Cantillon: Fourth Central Bank executive jumps ship

Fiona Muldoon, the director of credit institutions and insurance supervision, became the fourth member of the bank’s senior team to announce their departure this year

Fiona Muldoon, the director of credit institutions and insurance supervision, became the fourth member of the Central Bank’s senior team to announce their departure this year. Photograph: Cyril Byrne/The Irish Times
Fiona Muldoon, the director of credit institutions and insurance supervision, became the fourth member of the Central Bank’s senior team to announce their departure this year. Photograph: Cyril Byrne/The Irish Times

To lose one senior executive might be considered unfortunate but to have four depart in short order is bordering on careless by the Central Bank of Ireland.

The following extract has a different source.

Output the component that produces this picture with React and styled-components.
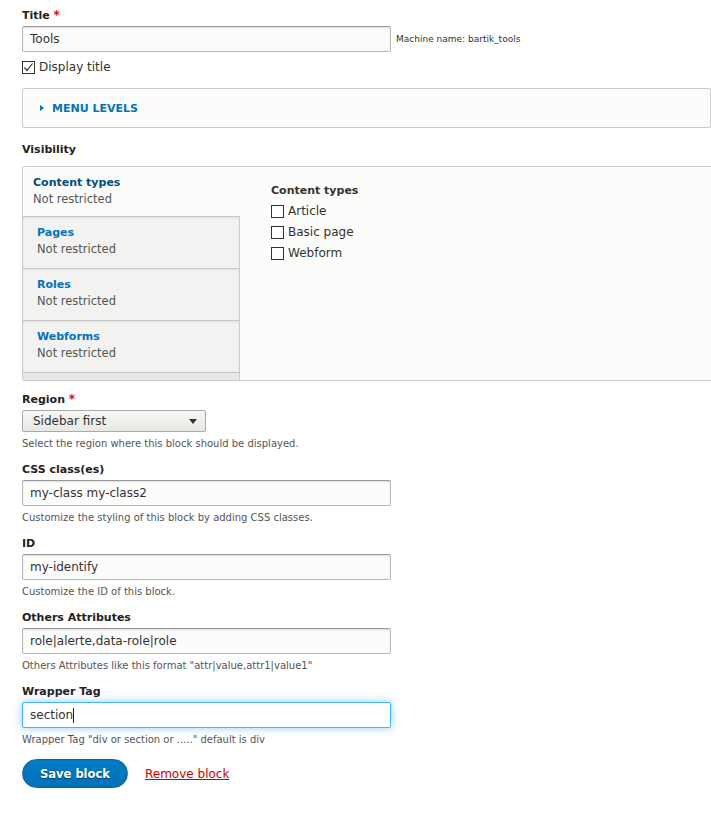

Yesterday Fiona Muldoon, the director of credit institutions and insurance supervision, became the fourth member of the Central Bank's senior team to announce their departure this year.

Muldoon is just under halfway through a five-year contract and will work out a notice period until May next. She told this newspaper she had no job lined up but felt it was a "good inflection point" to announce her departure with Cyril Roux having recently taken up his post as deputy governor and head of financial regulation. Muldoon had applied for this role.

Her exit is just the latest in a string of high-profile departures from Dame Street.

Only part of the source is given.